▸ SOURCE MATERIAL
-- -- --

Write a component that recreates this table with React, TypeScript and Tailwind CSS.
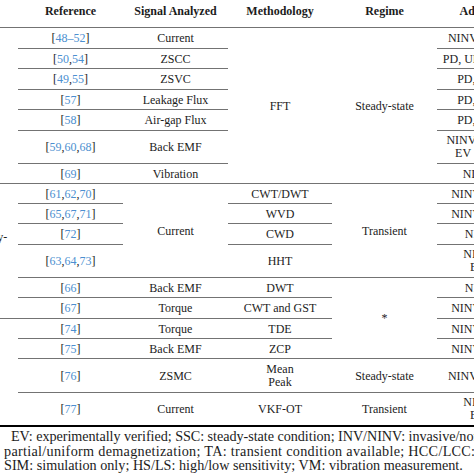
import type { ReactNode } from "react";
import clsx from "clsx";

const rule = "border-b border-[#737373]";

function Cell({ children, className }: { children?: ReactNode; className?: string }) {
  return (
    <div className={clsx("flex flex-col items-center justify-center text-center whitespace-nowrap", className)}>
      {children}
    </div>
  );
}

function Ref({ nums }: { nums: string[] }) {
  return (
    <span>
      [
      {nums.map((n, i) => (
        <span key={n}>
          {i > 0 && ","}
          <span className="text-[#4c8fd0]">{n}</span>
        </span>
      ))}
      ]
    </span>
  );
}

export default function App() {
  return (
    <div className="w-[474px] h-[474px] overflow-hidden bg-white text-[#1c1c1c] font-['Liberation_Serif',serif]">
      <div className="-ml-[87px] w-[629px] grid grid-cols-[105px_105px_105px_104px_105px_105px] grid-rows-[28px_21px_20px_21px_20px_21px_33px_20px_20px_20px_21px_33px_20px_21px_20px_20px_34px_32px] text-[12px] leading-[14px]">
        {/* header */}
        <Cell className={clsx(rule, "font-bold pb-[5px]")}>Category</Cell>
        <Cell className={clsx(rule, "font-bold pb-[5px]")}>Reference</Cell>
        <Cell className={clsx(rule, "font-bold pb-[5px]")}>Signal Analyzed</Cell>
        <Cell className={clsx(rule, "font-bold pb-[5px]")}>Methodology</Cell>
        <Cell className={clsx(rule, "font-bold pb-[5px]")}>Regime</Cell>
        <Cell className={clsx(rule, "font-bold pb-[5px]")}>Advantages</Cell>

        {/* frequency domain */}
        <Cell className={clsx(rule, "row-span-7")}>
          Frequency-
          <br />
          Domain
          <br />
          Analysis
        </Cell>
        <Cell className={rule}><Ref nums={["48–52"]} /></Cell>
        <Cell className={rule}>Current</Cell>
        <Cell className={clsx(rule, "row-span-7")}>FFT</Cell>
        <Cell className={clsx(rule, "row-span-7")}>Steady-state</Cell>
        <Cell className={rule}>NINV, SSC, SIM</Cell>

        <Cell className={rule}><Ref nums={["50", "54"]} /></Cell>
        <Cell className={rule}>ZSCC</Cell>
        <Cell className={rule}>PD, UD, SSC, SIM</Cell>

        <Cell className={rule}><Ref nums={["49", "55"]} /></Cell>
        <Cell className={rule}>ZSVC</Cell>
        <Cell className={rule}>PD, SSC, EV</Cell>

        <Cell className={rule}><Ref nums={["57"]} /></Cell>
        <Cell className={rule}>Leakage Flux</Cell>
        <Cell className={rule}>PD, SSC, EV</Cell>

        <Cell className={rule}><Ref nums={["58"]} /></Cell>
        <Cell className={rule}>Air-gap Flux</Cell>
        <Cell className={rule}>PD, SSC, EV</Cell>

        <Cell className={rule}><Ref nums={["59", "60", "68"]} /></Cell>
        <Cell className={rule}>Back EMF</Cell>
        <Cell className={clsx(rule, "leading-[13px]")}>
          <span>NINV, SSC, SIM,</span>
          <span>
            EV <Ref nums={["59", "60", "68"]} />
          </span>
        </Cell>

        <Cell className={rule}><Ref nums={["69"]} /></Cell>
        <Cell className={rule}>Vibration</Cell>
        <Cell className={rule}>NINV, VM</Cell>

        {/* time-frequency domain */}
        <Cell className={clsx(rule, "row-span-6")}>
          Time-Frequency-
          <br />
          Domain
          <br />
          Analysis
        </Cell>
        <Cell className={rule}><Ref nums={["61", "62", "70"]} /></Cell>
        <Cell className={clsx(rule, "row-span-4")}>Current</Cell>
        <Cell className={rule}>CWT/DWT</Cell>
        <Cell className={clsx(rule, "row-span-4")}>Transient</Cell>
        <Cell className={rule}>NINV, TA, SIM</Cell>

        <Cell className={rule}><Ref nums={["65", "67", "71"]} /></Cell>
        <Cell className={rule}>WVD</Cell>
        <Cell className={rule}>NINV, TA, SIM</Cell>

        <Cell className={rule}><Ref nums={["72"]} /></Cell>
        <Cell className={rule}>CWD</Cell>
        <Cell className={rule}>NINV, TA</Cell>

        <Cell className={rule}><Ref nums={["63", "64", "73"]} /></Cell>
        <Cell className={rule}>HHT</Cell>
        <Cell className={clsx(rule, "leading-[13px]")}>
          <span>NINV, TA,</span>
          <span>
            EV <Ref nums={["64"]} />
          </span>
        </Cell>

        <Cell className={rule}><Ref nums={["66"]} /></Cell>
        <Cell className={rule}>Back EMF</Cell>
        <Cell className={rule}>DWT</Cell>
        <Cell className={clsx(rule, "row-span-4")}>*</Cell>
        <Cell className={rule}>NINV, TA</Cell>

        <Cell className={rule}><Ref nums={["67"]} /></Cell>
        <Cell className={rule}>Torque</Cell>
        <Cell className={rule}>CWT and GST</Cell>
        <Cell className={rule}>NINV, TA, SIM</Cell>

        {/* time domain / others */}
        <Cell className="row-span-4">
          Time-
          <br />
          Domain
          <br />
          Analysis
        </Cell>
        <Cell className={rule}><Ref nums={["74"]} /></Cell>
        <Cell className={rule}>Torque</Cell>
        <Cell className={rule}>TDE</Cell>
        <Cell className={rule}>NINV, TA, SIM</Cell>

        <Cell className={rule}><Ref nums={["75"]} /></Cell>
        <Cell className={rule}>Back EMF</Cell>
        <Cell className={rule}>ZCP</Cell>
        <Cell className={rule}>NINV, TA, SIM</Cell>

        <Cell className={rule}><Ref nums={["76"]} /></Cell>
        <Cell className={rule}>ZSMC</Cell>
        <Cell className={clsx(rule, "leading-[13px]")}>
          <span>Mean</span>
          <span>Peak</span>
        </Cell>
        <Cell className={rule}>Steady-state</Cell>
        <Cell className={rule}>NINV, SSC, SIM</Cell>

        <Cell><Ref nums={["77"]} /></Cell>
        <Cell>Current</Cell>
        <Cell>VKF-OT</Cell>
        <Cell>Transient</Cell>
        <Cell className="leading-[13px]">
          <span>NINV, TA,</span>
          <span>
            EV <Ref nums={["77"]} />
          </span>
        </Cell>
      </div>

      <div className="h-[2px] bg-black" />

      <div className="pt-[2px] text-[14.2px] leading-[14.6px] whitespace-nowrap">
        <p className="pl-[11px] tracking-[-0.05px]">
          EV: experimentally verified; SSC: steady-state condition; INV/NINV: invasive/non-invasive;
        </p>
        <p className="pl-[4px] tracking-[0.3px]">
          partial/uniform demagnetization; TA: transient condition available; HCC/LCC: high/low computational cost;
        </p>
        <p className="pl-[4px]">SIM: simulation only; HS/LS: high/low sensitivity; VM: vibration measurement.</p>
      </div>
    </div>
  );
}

-- -- --

▸ EXERCISE INSTRUCTIONS
Replicate the material above verbatim; images stay out of the copy.

▸ THE ANSWER
Write a component that recreates this table with React, TypeScript and Tailwind CSS.
import type { ReactNode } from "react";
import clsx from "clsx";

const rule = "border-b border-[#737373]";

function Cell({ children, className }: { children?: ReactNode; className?: string }) {
  return (
    <div className={clsx("flex flex-col items-center justify-center text-center whitespace-nowrap", className)}>
      {children}
    </div>
  );
}

function Ref({ nums }: { nums: string[] }) {
  return (
    <span>
      [
      {nums.map((n, i) => (
        <span key={n}>
          {i > 0 && ","}
          <span className="text-[#4c8fd0]">{n}</span>
        </span>
      ))}
      ]
    </span>
  );
}

export default function App() {
  return (
    <div className="w-[474px] h-[474px] overflow-hidden bg-white text-[#1c1c1c] font-['Liberation_Serif',serif]">
      <div className="-ml-[87px] w-[629px] grid grid-cols-[105px_105px_105px_104px_105px_105px] grid-rows-[28px_21px_20px_21px_20px_21px_33px_20px_20px_20px_21px_33px_20px_21px_20px_20px_34px_32px] text-[12px] leading-[14px]">
        {/* header */}
        <Cell className={clsx(rule, "font-bold pb-[5px]")}>Category</Cell>
        <Cell className={clsx(rule, "font-bold pb-[5px]")}>Reference</Cell>
        <Cell className={clsx(rule, "font-bold pb-[5px]")}>Signal Analyzed</Cell>
        <Cell className={clsx(rule, "font-bold pb-[5px]")}>Methodology</Cell>
        <Cell className={clsx(rule, "font-bold pb-[5px]")}>Regime</Cell>
        <Cell className={clsx(rule, "font-bold pb-[5px]")}>Advantages</Cell>

        {/* frequency domain */}
        <Cell className={clsx(rule, "row-span-7")}>
          Frequency-
          <br />
          Domain
          <br />
          Analysis
        </Cell>
        <Cell className={rule}><Ref nums={["48–52"]} /></Cell>
        <Cell className={rule}>Current</Cell>
        <Cell className={clsx(rule, "row-span-7")}>FFT</Cell>
        <Cell className={clsx(rule, "row-span-7")}>Steady-state</Cell>
        <Cell className={rule}>NINV, SSC, SIM</Cell>

        <Cell className={rule}><Ref nums={["50", "54"]} /></Cell>
        <Cell className={rule}>ZSCC</Cell>
        <Cell className={rule}>PD, UD, SSC, SIM</Cell>

        <Cell className={rule}><Ref nums={["49", "55"]} /></Cell>
        <Cell className={rule}>ZSVC</Cell>
        <Cell className={rule}>PD, SSC, EV</Cell>

        <Cell className={rule}><Ref nums={["57"]} /></Cell>
        <Cell className={rule}>Leakage Flux</Cell>
        <Cell className={rule}>PD, SSC, EV</Cell>

        <Cell className={rule}><Ref nums={["58"]} /></Cell>
        <Cell className={rule}>Air-gap Flux</Cell>
        <Cell className={rule}>PD, SSC, EV</Cell>

        <Cell className={rule}><Ref nums={["59", "60", "68"]} /></Cell>
        <Cell className={rule}>Back EMF</Cell>
        <Cell className={clsx(rule, "leading-[13px]")}>
          <span>NINV, SSC, SIM,</span>
          <span>
            EV <Ref nums={["59", "60", "68"]} />
          </span>
        </Cell>

        <Cell className={rule}><Ref nums={["69"]} /></Cell>
        <Cell className={rule}>Vibration</Cell>
        <Cell className={rule}>NINV, VM</Cell>

        {/* time-frequency domain */}
        <Cell className={clsx(rule, "row-span-6")}>
          Time-Frequency-
          <br />
          Domain
          <br />
          Analysis
        </Cell>
        <Cell className={rule}><Ref nums={["61", "62", "70"]} /></Cell>
        <Cell className={clsx(rule, "row-span-4")}>Current</Cell>
        <Cell className={rule}>CWT/DWT</Cell>
        <Cell className={clsx(rule, "row-span-4")}>Transient</Cell>
        <Cell className={rule}>NINV, TA, SIM</Cell>

        <Cell className={rule}><Ref nums={["65", "67", "71"]} /></Cell>
        <Cell className={rule}>WVD</Cell>
        <Cell className={rule}>NINV, TA, SIM</Cell>

        <Cell className={rule}><Ref nums={["72"]} /></Cell>
        <Cell className={rule}>CWD</Cell>
        <Cell className={rule}>NINV, TA</Cell>

        <Cell className={rule}><Ref nums={["63", "64", "73"]} /></Cell>
        <Cell className={rule}>HHT</Cell>
        <Cell className={clsx(rule, "leading-[13px]")}>
          <span>NINV, TA,</span>
          <span>
            EV <Ref nums={["64"]} />
          </span>
        </Cell>

        <Cell className={rule}><Ref nums={["66"]} /></Cell>
        <Cell className={rule}>Back EMF</Cell>
        <Cell className={rule}>DWT</Cell>
        <Cell className={clsx(rule, "row-span-4")}>*</Cell>
        <Cell className={rule}>NINV, TA</Cell>

        <Cell className={rule}><Ref nums={["67"]} /></Cell>
        <Cell className={rule}>Torque</Cell>
        <Cell className={rule}>CWT and GST</Cell>
        <Cell className={rule}>NINV, TA, SIM</Cell>

        {/* time domain / others */}
        <Cell className="row-span-4">
          Time-
          <br />
          Domain
          <br />
          Analysis
        </Cell>
        <Cell className={rule}><Ref nums={["74"]} /></Cell>
        <Cell className={rule}>Torque</Cell>
        <Cell className={rule}>TDE</Cell>
        <Cell className={rule}>NINV, TA, SIM</Cell>

        <Cell className={rule}><Ref nums={["75"]} /></Cell>
        <Cell className={rule}>Back EMF</Cell>
        <Cell className={rule}>ZCP</Cell>
        <Cell className={rule}>NINV, TA, SIM</Cell>

        <Cell className={rule}><Ref nums={["76"]} /></Cell>
        <Cell className={rule}>ZSMC</Cell>
        <Cell className={clsx(rule, "leading-[13px]")}>
          <span>Mean</span>
          <span>Peak</span>
        </Cell>
        <Cell className={rule}>Steady-state</Cell>
        <Cell className={rule}>NINV, SSC, SIM</Cell>

        <Cell><Ref nums={["77"]} /></Cell>
        <Cell>Current</Cell>
        <Cell>VKF-OT</Cell>
        <Cell>Transient</Cell>
        <Cell className="leading-[13px]">
          <span>NINV, TA,</span>
          <span>
            EV <Ref nums={["77"]} />
          </span>
        </Cell>
      </div>

      <div className="h-[2px] bg-black" />

      <div className="pt-[2px] text-[14.2px] leading-[14.6px] whitespace-nowrap">
        <p className="pl-[11px] tracking-[-0.05px]">
          EV: experimentally verified; SSC: steady-state condition; INV/NINV: invasive/non-invasive;
        </p>
        <p className="pl-[4px] tracking-[0.3px]">
          partial/uniform demagnetization; TA: transient condition available; HCC/LCC: high/low computational cost;
        </p>
        <p className="pl-[4px]">SIM: simulation only; HS/LS: high/low sensitivity; VM: vibration measurement.</p>
      </div>
    </div>
  );
}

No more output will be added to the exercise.